La pintura, para ella, no es un medio, sino un rito. Cada pincelada es una plegaria desobediente, una oración dicha en voz baja, pero con furia. Hay algo de místico en su manera de construir imágenes: no busca ilustrar, sino conjurar. Como los antiguos alquimistas, Graciela mezcla lo material con lo invisible, lo concreto con lo simbólico, para producir algo más que una representación: una presencia. Y esa presencia duele. Porque lo que duele no es la imagen, sino el reconocimiento que nos impone.

Lo verdaderamente inquietante de su obra no es lo que muestra, sino lo que nos obliga a pensar sobre nosotros mismos. ¿En qué nos hemos convertido? ¿Cuándo dejamos de habitar nuestros cuerpos y comenzamos a vivir en perfiles, en avatares, en simulacros de nosotros mismos? Las figuras de Graciela no son monstruos: son reflejos. Y ahí está la trampa. Porque lo grotesco, al final, es lo más honesto. Nadie es hermoso en el fondo de su dolor, pero todos somos verdaderos.
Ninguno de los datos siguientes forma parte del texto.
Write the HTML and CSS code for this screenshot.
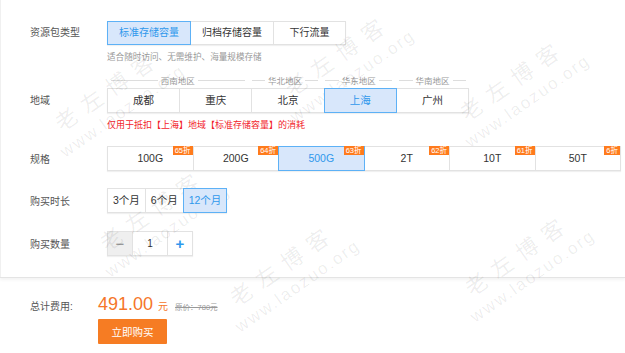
FILE: index.html
```html
<!DOCTYPE html>
<html>
	<head>
		<meta charset="UTF-8">
		<title>购买资源包</title>
		<link rel="stylesheet" href="styles.css">
	</head>
	<body>
		<div class="page">
			<!-- options -->
			<div class="config">
				<div class="row">
					<span class="label label-top">资源包类型</span>
					<div class="content">
						<div class="group">
							<span class="opt opt-type active">标准存储容量</span>
							<span class="opt opt-type">归档存储容量</span>
							<span class="opt opt-type">下行流量</span>
						</div>
						<p class="hint">适合随时访问、无需维护、海量规模存储</p>
					</div>
				</div>

				<div class="row row-region">
					<span class="label label-bottom">地域</span>
					<div class="content">
						<div class="areas">
							<span class="area area-wide">西南地区</span>
							<span class="area">华北地区</span>
							<span class="area">华东地区</span>
							<span class="area">华南地区</span>
						</div>
						<div class="group regions">
							<span class="opt">成都</span>
							<span class="opt">重庆</span>
							<span class="opt">北京</span>
							<span class="opt active">上海</span>
							<span class="opt">广州</span>
						</div>
					</div>
				</div>
				<p class="note">仅用于抵扣【上海】地域【标准存储容量】的消耗</p>

				<div class="row row-spec">
					<span class="label">规格</span>
					<div class="group specs">
						<span class="opt">100G<i class="badge">65折</i></span>
						<span class="opt">200G<i class="badge">64折</i></span>
						<span class="opt active">500G<i class="badge">63折</i></span>
						<span class="opt">2T<i class="badge">62折</i></span>
						<span class="opt">10T<i class="badge">61折</i></span>
						<span class="opt">50T<i class="badge">6折</i></span>
					</div>
				</div>

				<div class="row row-time">
					<span class="label">购买时长</span>
					<div class="group">
						<span class="opt opt-time">3个月</span>
						<span class="opt opt-time">6个月</span>
						<span class="opt opt-time active">12个月</span>
					</div>
				</div>

				<div class="row row-count">
					<span class="label">购买数量</span>
					<div class="group counter">
						<span class="opt step minus">&minus;</span>
						<span class="opt num">1</span>
						<span class="opt step plus">+</span>
					</div>
				</div>
			</div>

			<!-- total -->
			<div class="summary">
				<span class="label sum-label">总计费用:</span>
				<div class="price">
					<span class="amount">491.00</span>
					<span class="unit">元</span>
					<del class="origin">原价：780元</del>
				</div>
				<button class="buy">立即购买</button>
			</div>

			<!-- watermark -->
			<div class="mark" style="left: 270px; top: 40px;"><b>老左博客</b><span>www.laozuo.org</span></div>
			<div class="mark" style="left: 445px; top: 65px;"><b>老左博客</b><span>www.laozuo.org</span></div>
			<div class="mark" style="left: 40px; top: 75px;"><b>老左博客</b><span>www.laozuo.org</span></div>
			<div class="mark" style="left: 85px; top: 195px;"><b>老左博客</b><span>www.laozuo.org</span></div>
			<div class="mark" style="left: 215px; top: 250px;"><b>老左博客</b><span>www.laozuo.org</span></div>
			<div class="mark" style="left: 450px; top: 240px;"><b>老左博客</b><span>www.laozuo.org</span></div>
		</div>
	</body>
</html>
```

FILE: styles.css
```css
html, body {
	margin: 0;
	background-color: white;
}
body {
	font-family: "Liberation Sans", "Noto Sans CJK SC", sans-serif;
	color: #333;
}
.page {
	position: relative;
	width: 625px;
	height: 353px;
	overflow: hidden;
}
.config {
	padding: 21px 0 21px 30px;
	border-bottom: 1px solid #e4e4e4;
	box-shadow: 0 2px 3px rgba(0, 0, 0, 0.05), inset 1px 0 0 #f0f0f0;
}
.row {
	display: flex;
	align-items: center;
}
.label {
	width: 77px;
	flex-shrink: 0;
	font-size: 10px;
	color: #555;
}
.label-top {
	align-self: flex-start;
	line-height: 24px;
}
.label-bottom {
	align-self: flex-end;
	line-height: 25px;
}
.content {
	display: flex;
	flex-direction: column;
	align-items: flex-start;
}
.group {
	display: flex;
	box-shadow: 0 1px 1px rgba(0, 0, 0, 0.06);
}
.opt {
	position: relative;
	box-sizing: border-box;
	height: 25px;
	line-height: 23px;
	padding: 0 6px;
	border: 1px solid #e2e2e2;
	margin-left: -1px;
	background-color: white;
	font-size: 10.5px;
	color: #333;
	text-align: center;
}
.opt:first-child {
	margin-left: 0;
}
.opt.active {
	z-index: 1;
	background-color: #d8e7fb;
	border-color: #5db1f6;
	color: #2f98ec;
}
.opt-type {
	height: 24px;
	line-height: 22px;
	min-width: 73px;
	padding: 0 11px;
	font-size: 10px;
}
.hint {
	margin: 6px 0 0;
	line-height: 12px;
	font-size: 8.6px;
	color: #999;
}

/* region */
.row-region {
	margin-top: 11px;
}
.areas {
	display: flex;
	width: 362px;
	height: 13px;
}
.area {
	flex: 1;
	display: flex;
	align-items: center;
	gap: 3px;
	margin: 0 3px 0 4px;
	font-size: 8.5px;
	line-height: 12px;
	color: #999;
}
.area-wide {
	flex: 2;
}
.area::before, .area::after {
	content: "";
	flex: 1;
	border-top: 1px solid #ddd;
}
.regions {
	margin-top: 1px;
	width: 362px;
}
.regions .opt {
	flex: 1;
}
.note {
	margin: 6px 0 0 77px;
	line-height: 12px;
	font-size: 9px;
	color: #f2232b;
}

/* spec */
.row-spec {
	margin-top: 15px;
}
.specs {
	width: 514px;
}
.specs .opt {
	flex: 1;
}
.badge {
	position: absolute;
	top: -1px;
	right: 0;
	padding: 0 2px;
	height: 9px;
	line-height: 9px;
	font-size: 7.5px;
	font-style: normal;
	color: white;
	background-color: #ff7b1c;
}

.row-time {
	margin-top: 17px;
}
.opt-time {
	padding: 0 5px;
}
.row-count {
	margin-top: 18px;
}
.counter .step {
	width: 26px;
	padding: 0;
	font-size: 15px;
}
.counter .minus {
	background-color: #efefef;
	color: #888;
}
.counter .plus {
	color: #2f98ec;
	font-weight: bold;
}
.counter .num {
	width: 36px;
	font-size: 10px;
}

/* total */
.summary {
	display: grid;
	grid-template-columns: 68px auto;
	justify-items: start;
	align-items: baseline;
	padding: 16px 0 0 30px;
}
.sum-label {
	width: auto;
	font-size: 10px;
}
.price {
	display: flex;
	align-items: baseline;
	gap: 5px;
	line-height: 20px;
}
.amount {
	font-size: 18px;
	color: #f5762a;
}
.unit {
	font-size: 10px;
	color: #f5762a;
}
.origin {
	margin-left: 2px;
	font-size: 7.5px;
	color: #999;
}
.buy {
	grid-column: 2;
	margin-top: 1px;
	width: 69px;
	height: 25px;
	border: none;
	border-radius: 1px;
	background-color: #f67c23;
	color: white;
	font-family: inherit;
	font-size: 10.5px;
}

/* watermark */
.mark {
	position: absolute;
	display: flex;
	flex-direction: column;
	align-items: center;
	width: 150px;
	transform: rotate(-35deg);
	color: rgba(0, 0, 0, 0.075);
	pointer-events: none;
}
.mark b {
	font-weight: normal;
	font-size: 22px;
	letter-spacing: 9px;
	line-height: 28px;
}
.mark span {
	font-size: 17px;
	letter-spacing: 2px;
	line-height: 22px;
}
```
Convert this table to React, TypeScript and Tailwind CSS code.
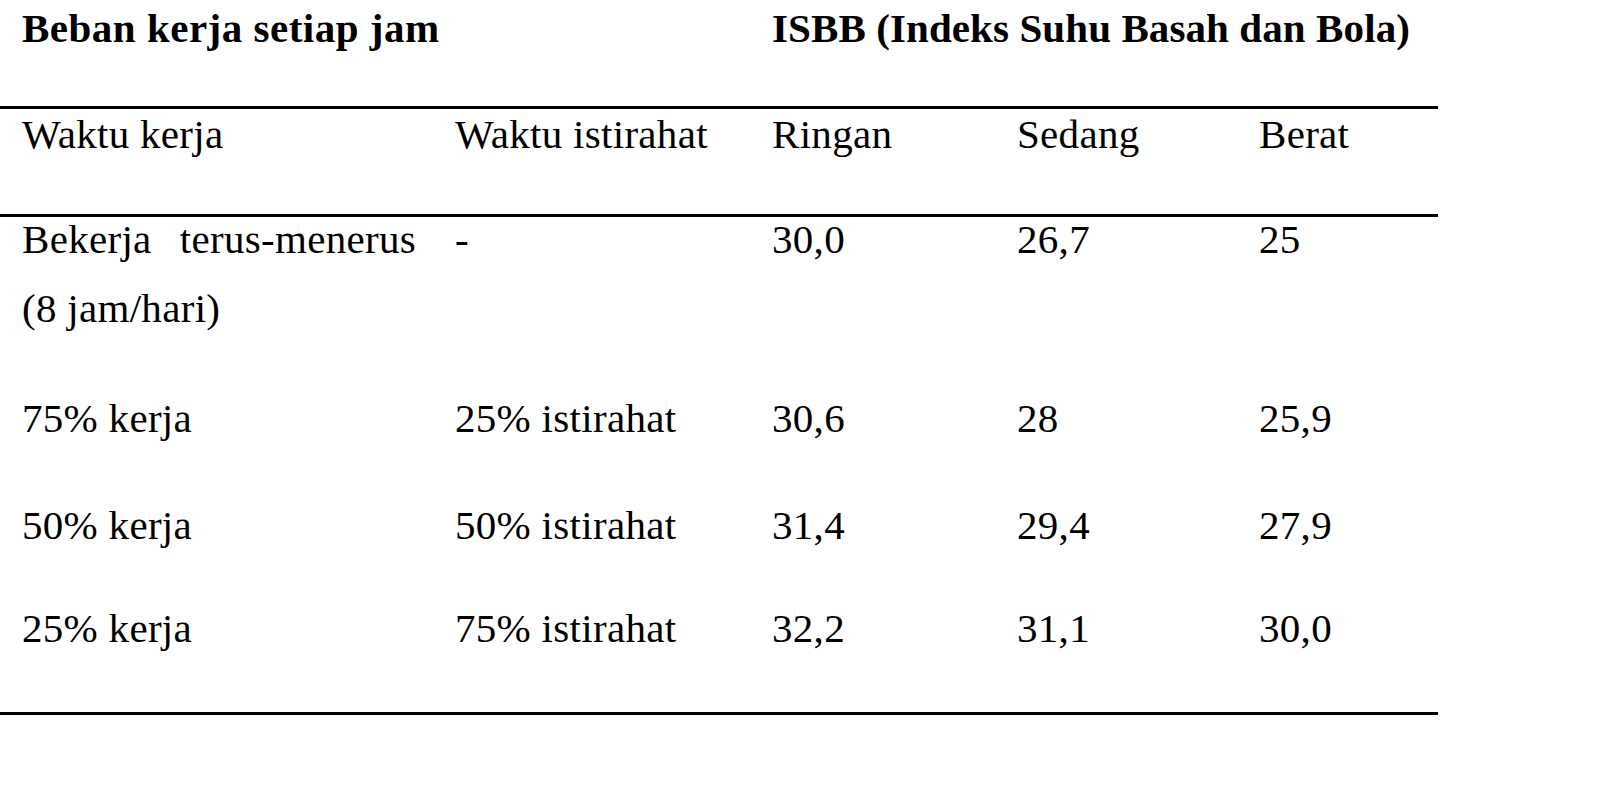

En esta era donde todo se vuelve mercancía, incluso el arte, Graciela apuesta por lo inútil, por lo incómodo, por lo denso. No hace “piezas” para ferias de arte ni “obras” para complacer coleccionistas. Hace cuadros que incomodan, que exigen una ética de la contemplación. Y eso, hoy en día, es casi un acto subversivo.

El lector desprevenido podría pensar que hay pesimismo en esta visión. Pero no: hay lucidez. Y la lucidez, aunque amarga, es un don. Porque solo quien ve el abismo puede decidir no saltar. Solo quien reconoce el caos puede buscar sentido. Y en el caso de Graciela, ese sentido no se impone: se sugiere. Se insinúa. Como un susurro entre los pliegues del lienzo.

Al final, uno sale de su pintura como quien despierta de un sueño incómodo: perturbado, pero más consciente. Porque el verdadero arte no nos consuela; nos despierta. Nos arranca de la modorra estética y nos devuelve la mirada como un boomerang en llamas.

Y quizás —sólo quizás— ahí radica el secreto de su poder: en recordarnos, con la violencia elegante de su trazo, que aún estamos vivos. Aunque duela. Aunque estemos solos. Aunque seamos, como su Hombre pulpo, criaturas sin centro, atrapadas en sus propios tentáculos.

Porque si algo nos queda, es esto: la posibilidad de sentir. Y eso, en estos tiempos de olvido programado, ya es una forma de resistencia.